L’original à l’heure de sa copie numérique
par Daniel Bougnoux
Chacun connaît intimement l’expérience de l’aura, théorisée par Walter Benjamin qui la définit comme “l’unique apparition d’un lointain”. L’aura déborde les manifestations de l’art et concerne plus largement toutes les expériences, émotionnellement ou esthétiquement fortes, dont on pourra dire longtemps après “J’y étais”. J’étais sur le plateau de Gizeh devant les pyramides ; j’étais au concert de Johnny (ou au Soulier de satin mis en scène par Vitez au Palais des Papes), j’étais au Stade de France le soir où le PSG… Si proche soit-elle, la vision demeure en effet lointaine, car exceptionnelle et intouchable ; elle se produit ici et maintenant, dans des paramètres de lieu et de temps qui garantissent son unicité, forcément éphémère ; pour moi, le phénomène n’advient qu’une fois, et dans tel cadre qui lui procure sa majesté incomparable, je veux dire : une majesté que la copie ou la répétition ne pourraient qu’amoindrir sans retour. Le disque enregistré affaiblit (dit-on) l’excitation née du concert live avec son décorum, son protocole et l’attente fervente du public ; et que pèse la tour Eiffel de plastique ou de bronze pour dessus de cheminée face à la masse des poutrelles que l’on contemple, exalté-écrasé, tête renversée entre les pattes du monstre ? De même, argumente Benjamin, la cathédrale de Chartres ne se donne vraiment qu’à Chartes, telle qu’elle grandit à l’horizon du marcheur qui progresse vers elle à travers les blés ; et la véritable Joconde ne nous atteint qu’au musée.
Cette notion d’aura, intuitivement sympathique, s’attache à l’énonciation (par définition toujours singulière) d’un message en général, et se trouve souvent sollicitée pour bien marquer le rassurant partage entre l’original et la copie. Or leur hiérarchie devient de moins en moins évidente ; et si notre époque de copie numérique, de piratage et de détournements tous azimuths ne détruit pas l’expérience de l’aura, elle en brouille la naïve notion.

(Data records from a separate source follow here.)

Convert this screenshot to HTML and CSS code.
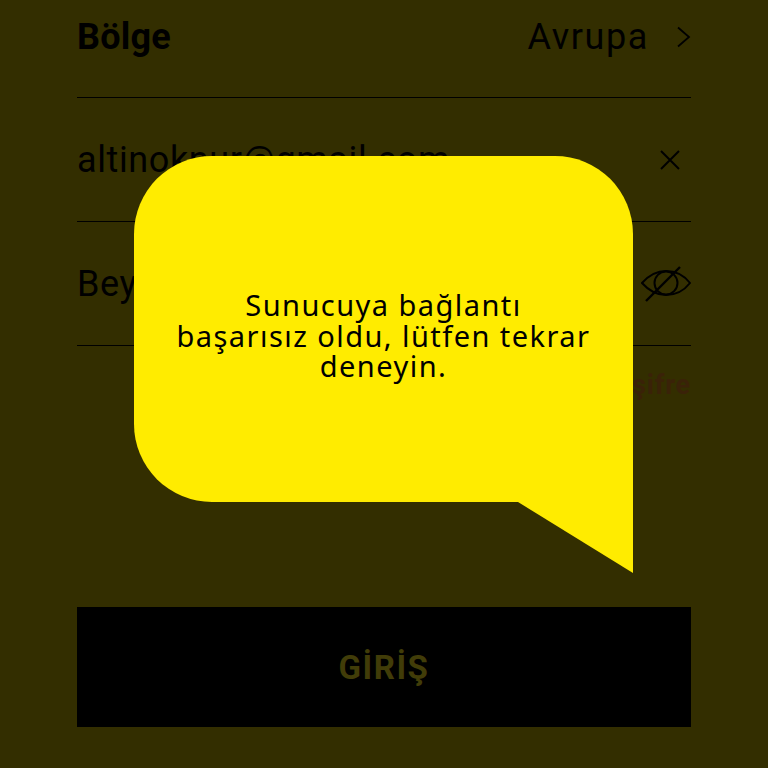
FILE: index.html
```html
<!DOCTYPE html>
<html lang="tr">
<head>
<meta charset="utf-8">
<title>Giriş</title>
<link rel="stylesheet" href="styles.css">
</head>
<body>
<main class="form">
  <div class="row row-first">
    <span class="label">Bölge</span>
    <span class="value">Avrupa</span>
    <svg class="chevron" width="16" height="24" viewBox="0 0 16 24"><path d="M2 2.500 L13 12 L2 21.500" fill="none" stroke="#000" stroke-width="1.800"/></svg>
  </div>
  <div class="row">
    <span class="field">altinoknur@gmail.com</span>
    <svg class="close" width="22" height="22" viewBox="0 0 22 22"><path d="M2 2 L20 20 M20 2 L2 20" fill="none" stroke="#000" stroke-width="2"/></svg>
  </div>
  <div class="row">
    <span class="field">Beyaz</span>
    <svg class="eye" width="50" height="36" viewBox="0 0 50 36"><path d="M1 17 C9 8 17 5 25 5 C33 5 42 8 49 17 C42 26 33 29 25 29 C17 29 9 26 1 17 Z" fill="none" stroke="#000" stroke-width="2"/><circle cx="25" cy="17" r="11.500" fill="none" stroke="#000" stroke-width="2"/><path d="M5 35 L39 1" fill="none" stroke="#000" stroke-width="2.400"/></svg>
  </div>
  <p class="forgot">Unutulan şifre</p>
  <button class="submit" type="button">GİRİŞ</button>
</main>
<div class="overlay">
  <div class="bubble">
    <p class="message">Sunucuya bağlantı başarısız oldu, lütfen tekrar deneyin.</p>
    <svg class="tail" width="115" height="71" viewBox="0 0 115 71"><path d="M0 0 H115 V71 Z" fill="#ffec00"/></svg>
  </div>
</div>
</body>
</html>
```
FILE: styles.css
```css
html, body {
  margin: 0;
  height: 768px;
  overflow: hidden;
  background: #332e00;
}
body {
  position: relative;
  font-family: Roboto, "Noto Sans", sans-serif;
  color: #000;
}
.form {
  display: flex;
  flex-direction: column;
  padding: 0 77px;
}
.row {
  display: flex;
  align-items: center;
  justify-content: space-between;
  height: 123px;
  border-bottom: 1px solid #000;
  font-size: 36px;
  letter-spacing: 0.600px;
}
.row-first {
  height: 73px;
  padding-bottom: 24px;
}
.label {
  font-weight: 700;
  flex: 1;
  letter-spacing: 0.200px;
}
.value {
  margin-right: 27px;
  letter-spacing: 1.600px;
}
.chevron {
  margin-right: -1px;
}
.close {
  margin-right: 10px;
}
.forgot {
  margin: 24px 0 0;
  height: 30px;
  line-height: 30px;
  text-align: right;
  font-size: 27px;
  font-weight: 700;
  letter-spacing: 0.800px;
  color: #3a2208;
}
.submit {
  margin-top: 207px;
  height: 120px;
  border: 0;
  background: #000;
  color: #413c08;
  font-family: inherit;
  font-size: 33px;
  font-weight: 700;
  letter-spacing: 1.500px;
}
.overlay {
  position: absolute;
  left: 134px;
  top: 156px;
}
.bubble {
  position: relative;
  display: flex;
  align-items: center;
  justify-content: center;
  box-sizing: border-box;
  width: 499px;
  height: 346px;
  padding: 14px 42px 0;
  background: #ffec00;
  border-radius: 78px 78px 0 78px;
}
.message {
  margin: 0;
  font-family: "Noto Sans", sans-serif;
  font-size: 29px;
  line-height: 30.500px;
  letter-spacing: 1.450px;
  text-align: center;
}
.tail {
  position: absolute;
  right: 0;
  top: 100%;
  display: block;
}
```
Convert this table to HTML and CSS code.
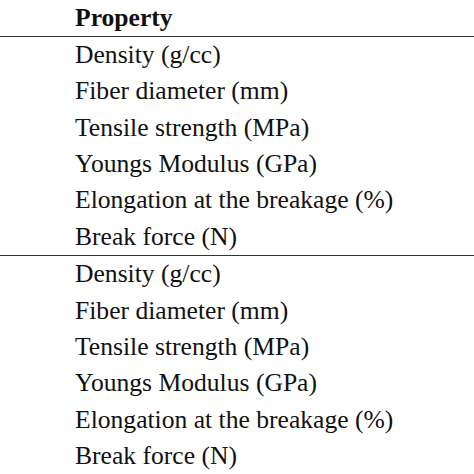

Benjamin raisonnait selon un schéma simple : face à l’oeuvre d’art unique par définition, c’est une expérience également unique que nous fêtons dans l’échange ineffable de deux corps mis en présence réelle, placés en vis-à-vis physique. Une première objection consisterait à demander comment nous accédons (empiriquement ou dans les meilleures conditions) aux oeuvres : ne pourrait-on soutenir que nous connaissons l’art, passé et contemporain, plus largement et plutôt mieux par les copies que par la fréquentation physique des originaux ? Et que bien des fois, cette copie décriée améliore notre perception ? C’est le cas notamment de la cathédrale, dont les photographies nous révèlent des détails insoupçonnés, voire inaccessibles (la vision zénithale des toits, le zoom sur les chapiteaux ou les vitraux…). De même l’aura d’un Caravage est à son comble sans doute dans telle chapelle mal éclairée de Rome ou de Venise, mais rien ne vaut, pour examiner les détails du tableau, sa reproduction sur papier. On peut soutenir deuxièmement que cet erzatz indésirable (ou technique) améliore notre perception en la préparant, en l’affinant d’avance, et dans cette mesure favorise l’aura : l’amour de l’art n’a rien de spontané, l’oeil et l’oreille s’éduquent par le disque, le catalogue ou les ouvrages qui mettent à notre portée et entre nos mains le lointain tant convoité de l’expérience esthétique. Ou plus précisément : qui rendent ce “lointain” désirable. Et c’est le troisième point : désirerions-nous à ce degré d’exaltation approcher de ces oeuvres auxquelles nous accordons une valeur délirante (si l’on songe au prix sans prix d’un Van Gogh ou de la Joconde) si nous ne les avions jamais vues reproduites nulle part ? D’où ce paradoxe, difficile à admettre, que c’est la copie qui fait le prix de l’original, ou la source de sa valeur ; c’est pour avoir entendu mille fois par le disque Souchon, ou Cécilia Bartoli, que nous nous ruons à leurs concerts ; mille fois lu en livres de poche Hugo, Baudelaire ou Proust que les enchères de leurs manuscrits s’envolent à Drouot… Ou mille fois découvert Monet en affiches, en illustrations et jusque sur les tee-shirts ou les camembert que les longues files d’amateurs patientent aux escaliers du Grand Palais. Les voyages in situ de même ne sont pas annulés, mais stimulés par les films et les dépliants touristiques. La reproduction numérique aujourd’hui infiltrée partout ne détruit pas l’aura, elle en insinue et en avive le désir.